Parmi les facteurs propres aux entreprises et institutions, notons l’enjeu d’une réduction de la consommation des ressources et déchets, qui s’accompagne souvent d’une réduction des coûts de production et d’une gestion facilitée du processus (mais pas toujours). Autres facteurs, une meilleure gestion des risques et des accidents majeurs. « Au-delà, les relations avec les gouvernements, mais aussi avec les fournisseurs, peuvent être source d’innovations, qui sont pour la plupart combinées aux demandes des consommateurs à garantir une production écologique et durable. Car, plus un produit est « durable », moins son élaboration requiert de ressources et occasionne de nuisances au plan climatique notamment. Et moindre est la dépendance énergétique des entreprises, » souligne Léa Stadtler.
Pourquoi ces alliances ? « L’exemple des alliances entre des entreprises du secteur automobile et l’industrie énergétique, permet l’essor d’innovations de rupture (pile à combustible). Et le partage des moyens et des risques financiers. La voiture électrique autonome visée par exemple par Ford et General Motors, combine ainsi diverses expertises : les technologies numériques embarquées, l’intelligence artificielle, l’hydrogène…

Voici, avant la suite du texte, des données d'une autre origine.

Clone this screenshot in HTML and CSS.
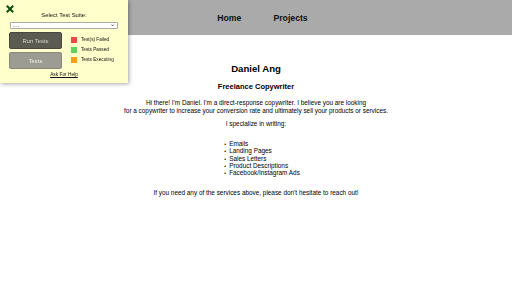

La collaboration entre les ONG et les entreprises vise à bénéficier du savoir détenu par les ONG sur l’environnement pour créer ainsi une légitimité au secteur industriel ou pour générer des campagnes de sensibilisation et de prévention auprès du grand public.
Enfin, la collaboration entre les Etats et les entreprises est souvent fondée sur un partenariat bilatéral avec différentes entreprises. En revanche, la multiplication de ces alliances peut susciter la création d’un réseau, de consortiums… avec des universités, des laboratoires de recherche public/privé. « Le réseau du secteur public est vaste, mais la publication scientifique peut s’opposer à la confidentialité des résultats notamment. D’où l’importance des compromis à formuler en amont d’un partenariat public/privé, » conclut Léa Stadtler.